O estudo sério na sala de aula não interessava, só se podia repetir o que o professor falou, mesmo que fosse absurdo e injusto, ou não se passava de ano nem se tirava o diploma.

O 477 definia como crime na escola pública e particular "aliciar, incitar ou participar de movimento que tenha a finalidade de paralisar a atividade escolar, participar de passeatas, desfiles ou comícios não autorizados, imprimir, guardar, fazer ou distribuir material "subversivo" de qualquer natureza.

A pena para o estudante era de expulsão e proibição de matrícula em qualquer escola por três anos.

A punição com demissão também valia para funcionário, professor ou diretor, ficando impedidos de trabalhar em outra escola por cinco anos.

A apuração do "crime" era sumária e o acusado tinha 48 horas para defesa. Quem dirigia tudo era a DSi (Divisão de Segurança e Informação) do MEC, através de funcionário indicado pela escola.

Se o diretor do colégio ou reitor da universidade não concluísse a investigação 48 horas depois de recebida a denúncia, também era enquadrado nas penalidades do decreto, com demissão e proibição de lecionar se fosse professor.
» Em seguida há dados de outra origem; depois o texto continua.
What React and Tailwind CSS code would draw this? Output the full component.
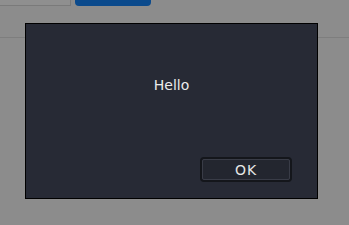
export default function App() {
  return (
    <div className="relative w-[349px] h-[225px] overflow-hidden bg-[#8c8c8c] font-['DejaVu_Sans',sans-serif]">
      {/* page behind the overlay */}
      <div className="flex items-start gap-[4px] h-[38px] border-b border-[#7e7e7e]">
        <div className="w-[71px] h-[6px] border-r border-b border-[#7a7a7a] bg-[#8f8f8f]" />
        <div className="w-[76px] h-[6px] rounded-b-[4px] bg-[#0b4a8c]" />
      </div>

      {/* dialog */}
      <div className="absolute left-[25px] top-[23px] w-[293px] h-[176px] bg-[#272a35] border border-black flex flex-col">
        <div className="flex-1 flex items-start justify-center pt-[54px]">
          <p className="text-[14px] text-[#ececec] leading-none">Hello</p>
        </div>
        <div className="flex justify-end pr-[25px] pb-[16px]">
          <button className="w-[92px] h-[25px] rounded-[4px] border-2 border-[#14161b] bg-[#23262f]">
            <span className="flex items-center justify-center w-full h-full rounded-[2px] border border-[#393c47] text-[14px] text-[#e6e6e6] tracking-[1px] leading-none">
              OK
            </span>
          </button>
        </div>
      </div>
    </div>
  );
}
Pela perfeição e requinte do mal, percebe-se o dedo do criador do AI 5 Gama e Silva na redação do 477.

Como ministro da Justiça de Costa e Silva, o professor Gama e Silva notabilizou-se por trazer sempre à mão o rascunho de um elenco de medidas de endurecimento da repressão política, o que acabou vingando em 13 de dezembro de 68 com a edição do Ato Institucional n 5.

( Costa e Silva disse ao general Olímpio Mourão Filho que quase teve ânsia de vômito ao ler a primeira versão do AI 5 de Gama e Silva, segundo o historiador Ronaldo Costa Couto)

A aberração do decreto 477 só foi revogada pelo Congresso em 79. Não se sabe quantos a "lei" alcançou. Para facilitar a aplicação, universidades introduziram as normas no próprio estatuto, como foi o caso da UNB.